■ **The problem**
Keep pictures out. Copy exactly the lines from the one containing "Clone this screenshot" to the one containing "border-t-[#808080] border-l-[#808080] border-r-white", endpoints included.

■ **Records shown**
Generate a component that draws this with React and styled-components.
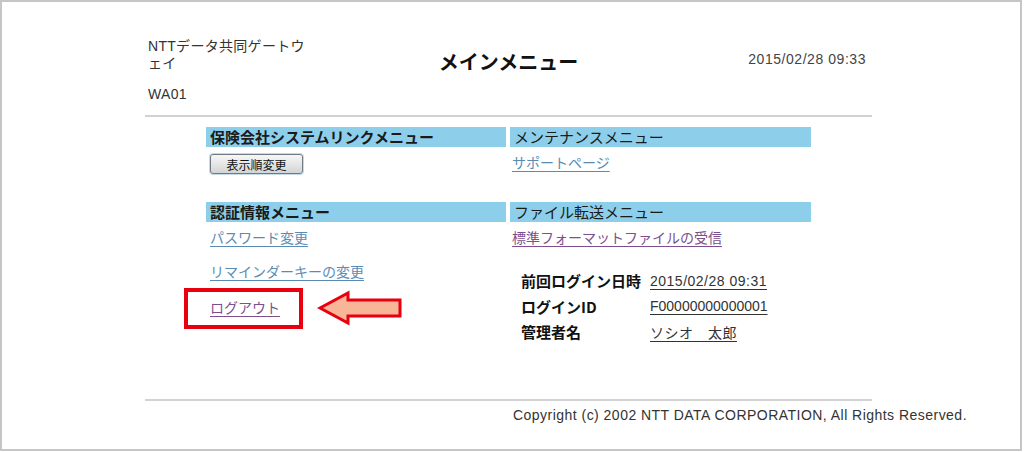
import React from 'react';
import styled, { createGlobalStyle } from 'styled-components';

const GlobalStyle = createGlobalStyle`
    body {
        margin: 0;
        background: #ffffff;
        font-family: "Liberation Sans", "Noto Sans CJK JP", sans-serif;
        color: #333333;
    }
`

const Frame = styled.div`
    box-sizing: border-box;
    width: 1022px;
    height: 451px;
    border: 2px solid #c6c6c6;
    padding: 36px 0 0 143px;
    background: #ffffff;
`

const Column = styled.div`
    width: 727px;
`

const Header = styled.div`
    display: grid;
    grid-template-columns: 168px 1fr 168px;
    align-items: start;
`

const SiteName = styled.div`
    padding-left: 3px;
    font-size: 14px;
    line-height: 17px;
    color: #333;
    letter-spacing: 0.3px;
`

const ScreenId = styled.div`
    margin-top: 14px;
`

const Title = styled.h1`
    margin: 13px 0 0 0;
    text-align: center;
    font-size: 20px;
    line-height: 24px;
    font-weight: bold;
    color: #111;
`

const Clock = styled.div`
    margin-top: 13px;
    padding-right: 6px;
    text-align: right;
    font-size: 14px;
    line-height: 17px;
    letter-spacing: 0.55px;
    color: #444;
`

const Rule = styled.div`
    height: 2px;
    background: #d2d2d2;
    margin-top: ${p => p.$top}px;
`

const MenuGrid = styled.div`
    display: grid;
    grid-template-columns: 300px 301px;
    column-gap: 4px;
    width: 605px;
    margin: 10px auto 0 auto;
`

const Section = styled.div`
    min-height: ${p => p.$height || 0}px;
`

const Bar = styled.div`
    height: 20px;
    line-height: 20px;
    padding-left: 4px;
    background: #8dcfea;
    font-family: "Noto Sans CJK JP", sans-serif;
    font-size: 15px;
    font-weight: ${p => (p.$bold ? 'bold' : 'normal')};
    color: #1a1a1a;
`

const Body = styled.div`
    padding: ${p => p.$pad || '7px 0 0 4px'};
`

const SortButton = styled.button`
    width: 93px;
    height: 20px;
    padding: 0;
    border: 1px solid #6f7a84;
    border-radius: 3px;
    box-shadow: 0 0 0 1px #c5dbe8;
    background: linear-gradient(#f7f7f7, #e6e6e6 50%, #d4d4d4);
    font-family: "Noto Sans CJK JP", sans-serif;
    font-size: 12px;
    color: #111;
`

const LinkList = styled.div`
    display: flex;
    flex-direction: column;
    align-items: flex-start;
    gap: ${p => p.$gap || 14}px;
`

const MenuLink = styled.a`
    position: relative;
    font-family: "Noto Sans CJK JP", sans-serif;
    font-size: 14px;
    line-height: 20px;
    color: ${p => (p.$visited ? '#7d4f8e' : '#5a8cb3')};
    text-decoration: underline;
    text-underline-offset: 3px;
    cursor: pointer;
`

const Highlight = styled.span`
    position: absolute;
    left: -26px;
    top: -9px;
    width: 119px;
    height: 41px;
    box-sizing: border-box;
    border: 4px solid #e8000f;
`

const Pointer = styled.svg`
    position: absolute;
    left: 107px;
    top: -7px;
`

const InfoTable = styled.div`
    display: grid;
    grid-template-columns: 129px auto;
    grid-auto-rows: 25.5px;
    align-items: center;
    margin: 21px 0 0 9px;
`

const Label = styled.div`
    font-family: "Noto Sans CJK JP", sans-serif;
    font-size: 15px;
    font-weight: bold;
    color: #111;
`

const Value = styled.div`
    justify-self: start;
    font-size: 14px;
    letter-spacing: ${p => p.$spacing ?? 0.5}px;
    color: #333;
    text-decoration: underline;
    text-underline-offset: 3px;
`

const Copyright = styled.div`
    width: 822px;
    margin-top: 6px;
    text-align: right;
    font-size: 14px;
    line-height: 17px;
    color: #333;
    letter-spacing: 0.47px;
`

const Arrow = () => (
    <Pointer width="86" height="36" viewBox="0 0 86 36">
        <polygon
            points="3,18 31,3 31,10 83,10 83,26 31,26 31,33"
            fill="#f8b597"
            stroke="#e8000f"
            strokeWidth="3"
        />
    </Pointer>
)

const App = () => {
    return (
        <Frame>
            <GlobalStyle />
            <Column>
                <Header>
                    <SiteName>
                        NTTデータ共同ゲートウェイ
                        <ScreenId>WA01</ScreenId>
                    </SiteName>
                    <Title>メインメニュー</Title>
                    <Clock>2015/02/28 09:33</Clock>
                </Header>

                <Rule $top={12} />

                <MenuGrid>
                    <Section $height={75}>
                        <Bar $bold>保険会社システムリンクメニュー</Bar>
                        <Body>
                            <SortButton>表示順変更</SortButton>
                        </Body>
                    </Section>
                    <Section $height={75}>
                        <Bar>メンテナンスメニュー</Bar>
                        <Body $pad="5px 0 0 2px">
                            <MenuLink>サポートページ</MenuLink>
                        </Body>
                    </Section>

                    <Section>
                        <Bar $bold>認証情報メニュー</Bar>
                        <Body $pad="5px 0 0 4px">
                            <LinkList $gap={14}>
                                <MenuLink>パスワード変更</MenuLink>
                                <MenuLink>リマインダーキーの変更</MenuLink>
                                <MenuLink $visited style={{ marginTop: 2 }}>
                                    ログアウト
                                    <Highlight />
                                    <Arrow />
                                </MenuLink>
                            </LinkList>
                        </Body>
                    </Section>
                    <Section>
                        <Bar>ファイル転送メニュー</Bar>
                        <Body $pad="5px 0 0 2px">
                            <MenuLink $visited>標準フォーマットファイルの受信</MenuLink>
                            <InfoTable>
                                <Label>前回ログイン日時</Label>
                                <Value>2015/02/28 09:31</Value>
                                <Label>ログインID</Label>
                                <Value $spacing={0}>F00000000000001</Value>
                                <Label>管理者名</Label>
                                <Value>ソシオ　太郎</Value>
                            </InfoTable>
                        </Body>
                    </Section>
                </MenuGrid>

                <Rule $top={54} />
            </Column>
            <Copyright>Copyright (c) 2002 NTT DATA CORPORATION, All Rights Reserved.</Copyright>
        </Frame>
    );
}

export default App;
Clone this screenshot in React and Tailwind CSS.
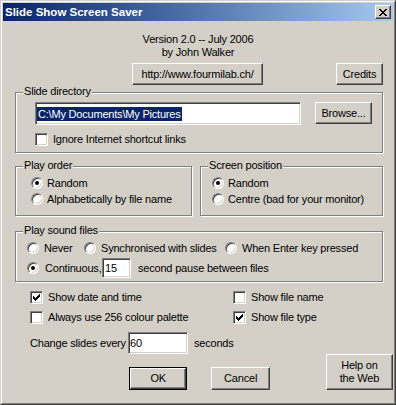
import React from "react";

function Btn({ className = "", children }) {
  return (
    <div
      className={`flex items-center justify-center bg-[#d4d0c8] border border-t-white border-l-white border-r-[#404040] border-b-[#404040] shadow-[inset_-1px_-1px_0_#808080] ${className}`}
    >
      {children}
    </div>
  );
}

const sunken =
  "border border-t-[#808080] border-l-[#808080] border-r-white border-b-white shadow-[inset_1px_1px_0_#404040,inset_-1px_-1px_0_#d4d0c8] bg-white";

function Check({ on }) {
  return (
    <div className={`w-[13px] h-[13px] shrink-0 flex items-center justify-center ${sunken}`}>
      {on && (
        <svg width="7" height="7" viewBox="0 0 7 7" shapeRendering="crispEdges">
          <rect x="0" y="2" width="1" height="3" fill="#000" />
          <rect x="1" y="3" width="1" height="3" fill="#000" />
          <rect x="2" y="4" width="1" height="3" fill="#000" />
          <rect x="3" y="3" width="1" height="3" fill="#000" />
          <rect x="4" y="2" width="1" height="3" fill="#000" />
          <rect x="5" y="1" width="1" height="3" fill="#000" />
          <rect x="6" y="0" width="1" height="3" fill="#000" />
        </svg>
      )}
    </div>
  );
}

function Radio({ on }) {
  return (
    <div className={`w-[12px] h-[12px] shrink-0 rounded-full flex items-center justify-center ${sunken}`}>
      {on && <div className="w-[4px] h-[4px] rounded-full bg-black" />}
    </div>
  );
}

function Group({ label, className = "", children }) {
  return (
    <div
      className={`relative border border-[#808080] shadow-[1px_1px_0_#fff,inset_1px_1px_0_#fff] ${className}`}
    >
      <span className="absolute left-[7px] top-[-8px] bg-[#d4d0c8] px-[1px] leading-[13px]">
        {label}
      </span>
      {children}
    </div>
  );
}

export default function App() {
  return (
    <div className="w-[396px] h-[405px] bg-[#d4d0c8] border border-t-[#d4d0c8] border-l-[#d4d0c8] border-r-[#404040] border-b-[#404040] font-['Liberation_Sans',Arial,sans-serif] text-[11px] leading-[13px] tracking-[-0.2px] text-black">
      <div className="h-full border border-t-white border-l-white border-r-[#808080] border-b-[#808080] p-[1px] flex flex-col">
        {/* title bar */}
        <div className="h-[18px] shrink-0 flex items-center justify-between pl-[2px] pr-[2px] bg-linear-to-r from-[#0a246a] to-[#a6caf0]">
          <span className="text-white font-bold text-[11.5px] tracking-normal">Slide Show Screen Saver</span>
          <Btn className="w-[16px] h-[14px]">
            <svg width="8" height="7" viewBox="0 0 8 7" shapeRendering="crispEdges">
              <path
                d="M0 0h2v1h-2zM6 0h2v1h-2zM1 1h2v1h-2zM5 1h2v1h-2zM2 2h4v1h-4zM3 3h2v1h-2zM2 4h4v1h-4zM1 5h2v1h-2zM5 5h2v1h-2zM0 6h2v1h-2zM6 6h2v1h-2z"
                fill="#000"
              />
            </svg>
          </Btn>
        </div>

        <div className="mt-[12px] text-center">
          <div>Version 2.0 -- July 2006</div>
          <div>by John Walker</div>
        </div>

        <div className="flex mt-[4px] pl-[129px]">
          <Btn className="w-[131px] h-[22px]">http://www.fourmilab.ch/</Btn>
          <Btn className="ml-[73px] w-[47px] h-[22px]">Credits</Btn>
        </div>

        <div className="pl-[12px]">
          <Group label="Slide directory" className="mt-[7px] w-[368px] h-[61px] pt-[9px] pl-[19px]">
            <div className="flex items-start">
              <div className={`w-[266px] h-[23px] flex items-center pl-[1px] ${sunken}`}>
                <span className="bg-[#0a246a] text-white leading-[14px] px-[1px]">
                  C:\My Documents\My Pictures
                </span>
              </div>
              <Btn className="ml-[14px] w-[57px] h-[22px]">Browse...</Btn>
            </div>
            <div className="mt-[8px] flex items-center gap-[5px]">
              <Check />
              <span>Ignore Internet shortcut links</span>
            </div>
          </Group>

          <div className="mt-[13px] flex gap-[8px]">
            <Group label="Play order" className="w-[177px] h-[50px] pt-[10px] pl-[15px]">
              <div className="flex items-center gap-[4px] h-[12px]">
                <Radio on />
                <span>Random</span>
              </div>
              <div className="mt-[4px] flex items-center gap-[4px] h-[12px]">
                <Radio />
                <span>Alphabetically by file name</span>
              </div>
            </Group>
            <Group label="Screen position" className="w-[183px] h-[50px] pt-[10px] pl-[11px]">
              <div className="flex items-center gap-[4px] h-[12px]">
                <Radio on />
                <span>Random</span>
              </div>
              <div className="mt-[4px] flex items-center gap-[4px] h-[12px]">
                <Radio />
                <span>Centre (bad for your monitor)</span>
              </div>
            </Group>
          </div>

          <Group label="Play sound files" className="mt-[15px] w-[368px] h-[51px] pt-[10px] pl-[11px]">
            <div className="flex items-center h-[12px]">
              <div className="w-[57px] flex items-center gap-[5px]">
                <Radio />
                <span>Never</span>
              </div>
              <div className="w-[141px] flex items-center gap-[5px]">
                <Radio />
                <span>Synchronised with slides</span>
              </div>
              <div className="flex items-center gap-[5px]">
                <Radio />
                <span>When Enter key pressed</span>
              </div>
            </div>
            <div className="mt-[4px] flex items-center h-[20px]">
              <Radio on />
              <span className="ml-[6px] w-[57px]">Continuous,</span>
              <div className={`w-[29px] h-[20px] flex items-center pl-[2px] ${sunken}`}>15</div>
              <span className="ml-[7px]">second pause between files</span>
            </div>
          </Group>

          <div className="mt-[9px] pl-[15px]">
            <div className="flex">
              <div className="w-[203px] flex items-center gap-[5px]">
                <Check on />
                <span>Show date and time</span>
              </div>
              <div className="flex items-center gap-[5px]">
                <Check />
                <span>Show file name</span>
              </div>
            </div>
            <div className="mt-[7px] flex">
              <div className="w-[203px] flex items-center gap-[5px]">
                <Check />
                <span>Always use 256 colour palette</span>
              </div>
              <div className="flex items-center gap-[5px]">
                <Check on />
                <span>Show file type</span>
              </div>
            </div>

            <div className="mt-[8px] flex items-center h-[22px]">
              <span className="w-[98px]">Change slides every</span>
              <div className={`w-[60px] h-[22px] flex items-center pl-[1px] ${sunken}`}>60</div>
              <span className="ml-[6px]">seconds</span>
            </div>

            <div className="flex items-end h-[36px]">
              <div className="ml-[99px] w-[60px] h-[23px] border border-black">
                <Btn className="w-full h-full">OK</Btn>
              </div>
              <Btn className="ml-[24px] w-[60px] h-[23px]">Cancel</Btn>
              <Btn className="ml-[56px] w-[69px] h-[36px] text-center leading-[13px]">
                Help on
                <br />
                the Web
              </Btn>
            </div>
          </div>
        </div>
      </div>
    </div>
  );
}
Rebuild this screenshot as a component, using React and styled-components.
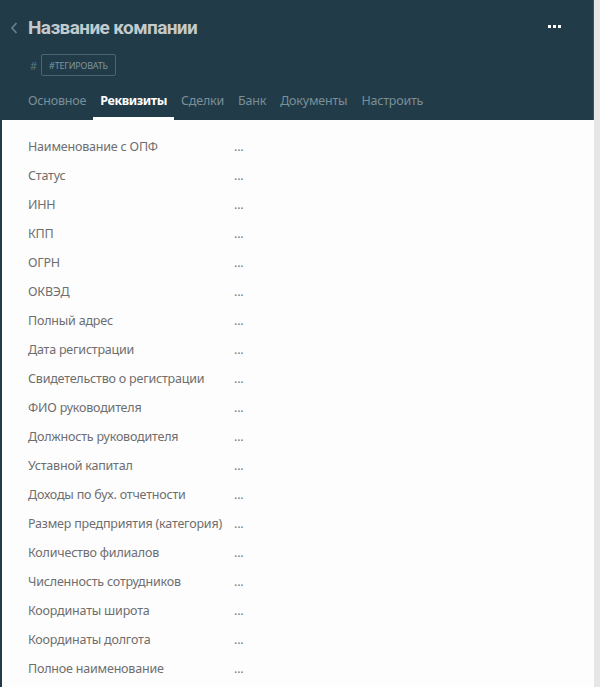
import styled, { createGlobalStyle } from "styled-components";

const GlobalStyle = createGlobalStyle`
  html, body {
    margin: 0;
    padding: 0;
    background: #ffffff;
  }
  body {
    font-family: "Noto Sans", "Open Sans", sans-serif;
  }
`;

const Page = styled.div`
  display: flex;
  width: 600px;
  height: 687px;
  overflow: hidden;
`;

const Panel = styled.div`
  flex: 1;
  border-left: 2px solid #213c48;
  background: #fdfdfe;
  display: flex;
  flex-direction: column;
`;

const Scrollbar = styled.div`
  width: 6px;
  background: #e6e6e6;
`;

const Header = styled.header`
  background: #213c48;
  padding: 0 0 0 8px;
  border-right: 1px solid #3b5662;
`;

const TitleRow = styled.div`
  display: flex;
  align-items: center;
  height: 54px;
  padding-right: 32px;
`;

const Back = styled.span`
  width: 18px;
  display: flex;
  align-items: center;
  justify-content: flex-start;
  margin-top: 2px;
`;

const Title = styled.h1`
  flex: 1;
  margin: 0;
  font-family: Roboto, "Noto Sans", sans-serif;
  font-size: 19px;
  font-weight: 700;
  color: #c3cacd;
  letter-spacing: -0.6px;
`;

const More = styled.span`
  display: flex;
  gap: 2px;
  margin-top: -2px;
`;

const Dot = styled.i`
  width: 3px;
  height: 3px;
  background: #ffffff;
`;

const TagRow = styled.div`
  display: flex;
  align-items: center;
  gap: 4px;
  padding-left: 20px;
  height: 22px;
`;

const Hash = styled.span`
  font-size: 11px;
  color: #5d7580;
`;

const TagButton = styled.span`
  border: 1px solid #4b6571;
  border-radius: 2px;
  color: #7f949d;
  font-size: 9px;
  padding: 0 7px;
  height: 20px;
  display: flex;
  align-items: center;
  letter-spacing: -0.2px;
`;

const Tabs = styled.nav`
  display: flex;
  margin-top: 16px;
  padding-left: 11px;
`;

const Tab = styled.span`
  font-size: 12.5px;
  padding: 0 7px 8px;
  color: ${(p) => (p.active ? "#ffffff" : "#7a8f98")};
  font-weight: ${(p) => (p.active ? 700 : 400)};
  border-bottom: 3px solid ${(p) => (p.active ? "#ffffff" : "transparent")};
  letter-spacing: ${(p) => (p.active ? "-0.4px" : "-0.2px")};
`;

const List = styled.div`
  padding: 12px 0 0 26px;
  display: flex;
  flex-direction: column;
`;

const Row = styled.div`
  display: grid;
  grid-template-columns: 206px 1fr;
  height: 29px;
  align-items: center;
  font-size: 12.5px;
  letter-spacing: -0.2px;
`;

const Label = styled.span`
  color: #6e6e6e;
`;

const Value = styled.span`
  color: #777777;
`;

const fields = [
  "Наименование с ОПФ",
  "Статус",
  "ИНН",
  "КПП",
  "ОГРН",
  "ОКВЭД",
  "Полный адрес",
  "Дата регистрации",
  "Свидетельство о регистрации",
  "ФИО руководителя",
  "Должность руководителя",
  "Уставной капитал",
  "Доходы по бух. отчетности",
  "Размер предприятия (категория)",
  "Количество филиалов",
  "Численность сотрудников",
  "Координаты широта",
  "Координаты долгота",
  "Полное наименование",
];

const tabs = ["Основное", "Реквизиты", "Сделки", "Банк", "Документы", "Настроить"];

export default function App() {
  return (
    <Page>
      <GlobalStyle />
      <Panel>
        <Header>
          <TitleRow>
            <Back>
              <svg width="8" height="12" viewBox="0 0 8 12">
                <path d="M6.5 1 L2 6 L6.5 11" fill="none" stroke="#6c838d" strokeWidth="1.6" />
              </svg>
            </Back>
            <Title>Название компании</Title>
            <More>
              <Dot />
              <Dot />
              <Dot />
            </More>
          </TitleRow>
          <TagRow>
            <Hash>#</Hash>
            <TagButton>#ТЕГИРОВАТЬ</TagButton>
          </TagRow>
          <Tabs>
            {tabs.map((t) => (
              <Tab key={t} active={t === "Реквизиты"}>
                {t}
              </Tab>
            ))}
          </Tabs>
        </Header>
        <List>
          {fields.map((f) => (
            <Row key={f}>
              <Label>{f}</Label>
              <Value>...</Value>
            </Row>
          ))}
        </List>
      </Panel>
      <Scrollbar />
    </Page>
  );
}
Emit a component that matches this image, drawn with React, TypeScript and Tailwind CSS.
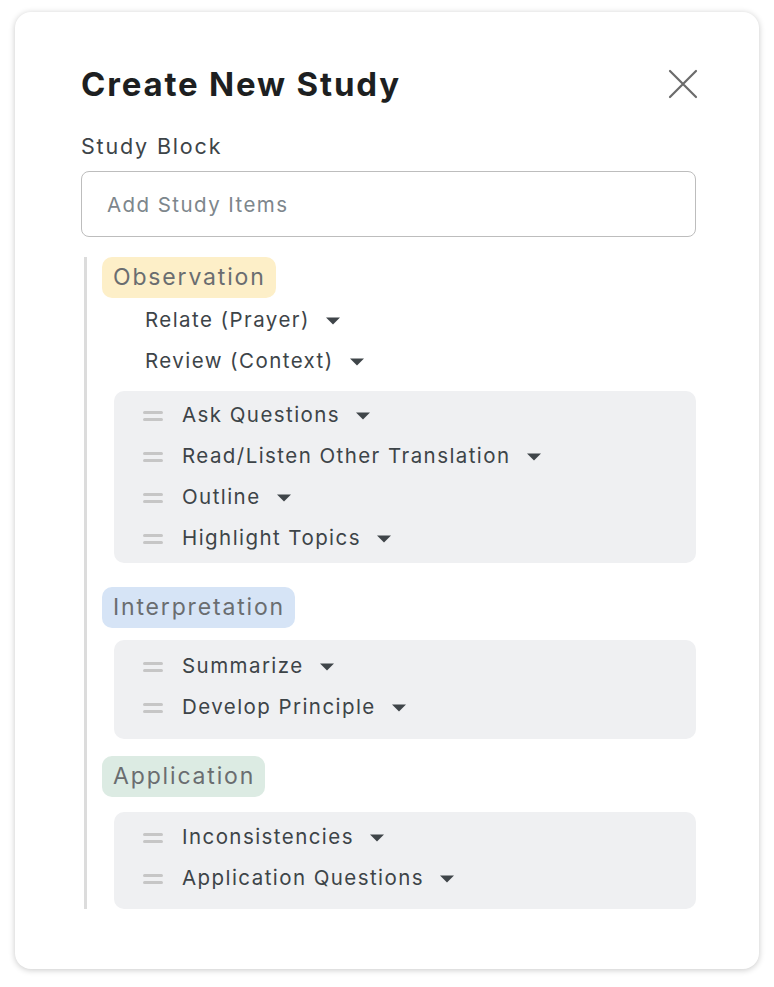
import { useState } from 'react';

type Item = { label: string };

const font = { fontFamily: 'Inter, "Noto Sans", sans-serif' };

function Caret() {
  return (
    <svg width="14" height="8" viewBox="0 0 14 8" className="ml-[16px] shrink-0">
      <path d="M0 0.5 L14 0.5 L7 7.5 Z" fill="#3f4549" />
    </svg>
  );
}

function Handle() {
  return (
    <span className="flex w-[20px] shrink-0 flex-col gap-[4px]">
      <span className="h-[3px] w-full rounded-sm bg-[#c6c6c6]" />
      <span className="h-[3px] w-full rounded-sm bg-[#c6c6c6]" />
    </span>
  );
}

function Row({ label, drag }: { label: string; drag?: boolean }) {
  return (
    <div className="flex h-[41px] items-center text-[20.5px] tracking-[0.07em] text-[#3d4448]">
      {drag && (
        <span className="mr-[19px]">
          <Handle />
        </span>
      )}
      <span>{label}</span>
      <Caret />
    </div>
  );
}

function Box({ items, className }: { items: Item[]; className: string }) {
  return (
    <div className={`ml-[12px] rounded-[10px] bg-[#eff0f2] pl-[29px] ${className}`}>
      {items.map((it) => (
        <Row key={it.label} label={it.label} drag />
      ))}
    </div>
  );
}

function Badge({ label, className }: { label: string; className: string }) {
  return (
    <div className={`inline-flex h-[41px] items-center rounded-[10px] pl-[11px] pr-[10px] text-[23px] tracking-[0.08em] text-[#6a6d70] ${className}`}>
      {label}
    </div>
  );
}

export default function App() {
  const [value, setValue] = useState('');

  return (
    <div className="min-h-screen bg-white pl-[15px] pt-[12px]" style={font}>
      <div className="w-[744px] rounded-[16px] bg-white pb-[60px] pl-[66px] pr-[63px] pt-[52px] shadow-[0_1px_6px_rgba(0,0,0,0.22)]">
        <div className="flex items-center justify-between">
          <h1 className="text-[33px] font-bold leading-[40px] tracking-[0.055em] text-[#1d1f21]">Create New Study</h1>
          <button className="mr-[-2px] text-[#6b6b6b]" aria-label="Close">
            <svg width="30" height="30" viewBox="0 0 30 30">
              <path d="M2 2 L28 28 M28 2 L2 28" stroke="currentColor" strokeWidth="2.2" strokeLinecap="round" />
            </svg>
          </button>
        </div>

        <div className="mt-[26px] text-[21.5px] leading-[32px] tracking-[0.085em] text-[#3d4448]">Study Block</div>

        <input
          value={value}
          onChange={(e) => setValue(e.target.value)}
          placeholder="Add Study Items"
          className="mt-[9px] h-[66px] w-full rounded-[8px] border-[1.5px] border-[#bdbdbd] px-[25px] text-[20.5px] tracking-[0.07em] text-[#3d4448] outline-none placeholder:text-[#7d868c]"
          style={font}
        />

        <div className="ml-[3px] mt-[20px] border-l-[3px] border-[#dcdcdc] pl-[15px]">
          <Badge label="Observation" className="bg-[#fdefc8]" />
          <div className="mt-[2px] pl-[43px]">
            <Row label="Relate (Prayer)" />
            <Row label="Review (Context)" />
          </div>
          <Box
            className="mt-[9px] pb-[4px] pt-[4px]"
            items={[
              { label: 'Ask Questions' },
              { label: 'Read/Listen Other Translation' },
              { label: 'Outline' },
              { label: 'Highlight Topics' },
            ]}
          />

          <Badge label="Interpretation" className="mt-[24px] bg-[#d6e4f6]" />
          <Box
            className="mt-[12px] pb-[11px] pt-[6px]"
            items={[{ label: 'Summarize' }, { label: 'Develop Principle' }]}
          />

          <Badge label="Application" className="mt-[17px] bg-[#dcebe3]" />
          <Box
            className="mt-[15px] pb-[10px] pt-[5px]"
            items={[{ label: 'Inconsistencies' }, { label: 'Application Questions' }]}
          />
        </div>
      </div>
    </div>
  );
}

■ **Written response**
Clone this screenshot in React and Tailwind CSS.
import React from "react";

function Btn({ className = "", children }) {
  return (
    <div
      className={`flex items-center justify-center bg-[#d4d0c8] border border-t-white border-l-white border-r-[#404040] border-b-[#404040] shadow-[inset_-1px_-1px_0_#808080] ${className}`}
    >
      {children}
    </div>
  );
}

const sunken =
  "border border-t-[#808080] border-l-[#808080] border-r-white border-b-white shadow-[inset_1px_1px_0_#404040,inset_-1px_-1px_0_#d4d0c8] bg-white";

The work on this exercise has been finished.